SECURING FOOD AND GETTING YOUTH INTO WORK DOMINATES THE TOP FOUR OPPORTUNITIES
From the three dimensions of capacity tested – political will power, technological capacity, and financial capacity – political will power consistently scores low across all nine geographical regions, except China.
Looking at which of the four surveyed stakeholder groups is perceived as most likely to advocate for change, the same trend repeats itself; respondents do not expect that politicians will actively advocate for change to the same extend as the other stakeholders.
Answers from governmental sector respondents reveal that even they do not believe government has the capacity to pursue many of the opportunities. In addition, all of the respondents in the government sector show the largest gap between the perception of being affected by the opportunities and their expressed likelihood to pursue the same opportunities. Hence, it paints a picture of a public sector that sees opportunities, feels affected by them, but does not have the capacity to act on them.
The combination of perceived low capacity and limited political will power underlines the need and benefit of collaboration across sectors where global and systemic change is needed.
South America is the region with the largest gap between its belief in positive change arising from the opportunities, and its capacity to pursue opportunities.

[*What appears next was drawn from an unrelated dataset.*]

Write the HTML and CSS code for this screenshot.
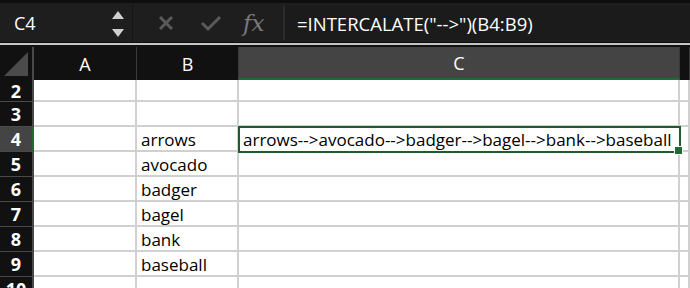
FILE: index.html
```html
<!DOCTYPE html>
<html>
  <head>
    <meta charset="UTF-8" />
    <title>Sheet</title>
    <link rel="stylesheet" href="styles.css">
  </head>
  <body>
    <div class="formula-bar">
      <div class="name-box">
        <span class="name-text">C4</span>
        <span class="spinner">
          <svg width="14" height="30" viewBox="0 0 14 30">
            <polygon points="7,2 13,10 1,10" fill="#cfcfcf" />
            <polygon points="1,20 13,20 7,28" fill="#cfcfcf" />
          </svg>
        </span>
      </div>
      <div class="bar-actions">
        <svg class="icon" width="18" height="18" viewBox="0 0 18 18">
          <path d="M3 3 L15 15 M15 3 L3 15" stroke="#5a5a5a" stroke-width="3" fill="none" />
        </svg>
        <svg class="icon" width="22" height="18" viewBox="0 0 22 18">
          <path d="M2 9 L8 15 L20 3" stroke="#5a5a5a" stroke-width="3" fill="none" />
        </svg>
        <span class="fx">fx</span>
      </div>
      <div class="formula-input">=INTERCALATE("--&gt;")(B4:B9)</div>
    </div>

    <div class="sheet">
      <div class="hdr corner"><span class="corner-tri"></span></div>
      <div class="hdr">A</div>
      <div class="hdr">B</div>
      <div class="hdr selected-col">C</div>
      <div class="hdr"></div>

      <div class="rownum short">2</div>
      <div class="cell short"></div><div class="cell short"></div><div class="cell short"></div><div class="cell short"></div>

      <div class="rownum">3</div>
      <div class="cell"></div><div class="cell"></div><div class="cell"></div><div class="cell"></div>

      <div class="rownum selected-row">4</div>
      <div class="cell"></div><div class="cell">arrows</div>
      <div class="cell active">arrows--&gt;avocado--&gt;badger--&gt;bagel--&gt;bank--&gt;baseball<span class="handle"></span></div>
      <div class="cell"></div>

      <div class="rownum">5</div>
      <div class="cell"></div><div class="cell">avocado</div><div class="cell"></div><div class="cell"></div>

      <div class="rownum">6</div>
      <div class="cell"></div><div class="cell">badger</div><div class="cell"></div><div class="cell"></div>

      <div class="rownum">7</div>
      <div class="cell"></div><div class="cell">bagel</div><div class="cell"></div><div class="cell"></div>

      <div class="rownum">8</div>
      <div class="cell"></div><div class="cell">bank</div><div class="cell"></div><div class="cell"></div>

      <div class="rownum">9</div>
      <div class="cell"></div><div class="cell">baseball</div><div class="cell"></div><div class="cell"></div>

      <div class="rownum">10</div>
      <div class="cell"></div><div class="cell"></div><div class="cell"></div><div class="cell"></div>
    </div>
  </body>
</html>
```

FILE: styles.css
```css
body {
  margin: 0;
  width: 690px;
  height: 288px;
  overflow: hidden;
  background: #111;
  font-family: 'Open Sans', 'Liberation Sans', Arial, sans-serif;
}

.formula-bar {
  display: flex;
  height: 39px;
  border-top: 3px solid #0e0e0e;
  border-bottom: 1px solid #0e0e0e;
  background: #1e1e1e;
  color: #fff;
}

.name-box {
  width: 133px;
  display: flex;
  align-items: center;
  justify-content: space-between;
  padding: 0 7px 0 14px;
  box-sizing: border-box;
  border-right: 1px solid #161616;
}

.name-text {
  font-size: 18px;
}

.spinner {
  display: flex;
  margin-top: 2px;
}

.bar-actions {
  width: 150px;
  display: flex;
  align-items: center;
  padding-left: 24px;
  gap: 25px;
  box-sizing: border-box;
}

.fx {
  font-family: 'DejaVu Serif', 'Liberation Serif', serif;
  font-style: italic;
  font-size: 23px;
  color: #7a7a7a;
  margin-left: -4px;
}

.formula-input {
  flex: 1;
  display: flex;
  align-items: center;
  padding-left: 12px;
  border-left: 2px solid #2c2c2c;
  background: #1b1b1b;
  font-size: 18.5px;
  margin: 3px 0 2px;
}

.sheet {
  display: grid;
  grid-template-columns: 34px 103px 102px 441px 1fr;
  grid-template-rows: 33px 22px repeat(8, 25px);
  border-top: 2px solid #c6c6c6;
  padding-top: 2px;
  background: #111;
}

.hdr {
  background: #111;
  color: #fff;
  font-size: 18px;
  display: flex;
  align-items: center;
  justify-content: center;
  border-right: 1px solid #3a3a3a;
  box-sizing: border-box;
}

.corner {
  position: relative;
  border-right: 2px solid #4a4a4a;
}

.corner-tri {
  position: absolute;
  right: 4px;
  bottom: 4px;
  width: 0;
  height: 0;
  border-left: 24px solid transparent;
  border-bottom: 24px solid #4b4b4b;
}

.selected-col {
  background: #444;
  border-bottom: 2px solid #1e6b33;
}

.rownum {
  background: #111;
  color: #fff;
  font-weight: bold;
  font-size: 18px;
  display: flex;
  align-items: center;
  justify-content: center;
  border-right: 2px solid #4a4a4a;
  border-bottom: 1px solid #4a4a4a;
  box-sizing: border-box;
}

.selected-row {
  background: #444;
  border-right: 2px solid #1e6b33;
}

.cell {
  position: relative;
  background: #fff;
  color: #000;
  font-size: 17px;
  display: flex;
  align-items: center;
  padding: 1px 0 0 4px;
  white-space: nowrap;
  border-right: 2px solid #d0d0d0;
  border-bottom: 2px solid #d0d0d0;
  box-sizing: border-box;
}

.active {
  outline: 2px solid #1e5c2e;
  outline-offset: -1px;
  border-color: transparent;
  z-index: 1;
}

.handle {
  position: absolute;
  right: -5px;
  bottom: -5px;
  width: 7px;
  height: 7px;
  background: #1e6b33;
  border: 1px solid #fff;
}
```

The survey reveals that South America’s low level of capacity to pursue change is due to a general perception of a lack of political will. It points to a large positive effect if the trust is restored in the political system.
The MENA region consistently rated opportunities significantly lower compared to last year. The same goes for the belief that change will be beneficial to society. It is only in relation to the opportunity to reduce food waste that the MENA region has a more positive outlook than the world average. However, another food related opportunity; antibiotic-free food is the opportunity the region rates lowest of all 15.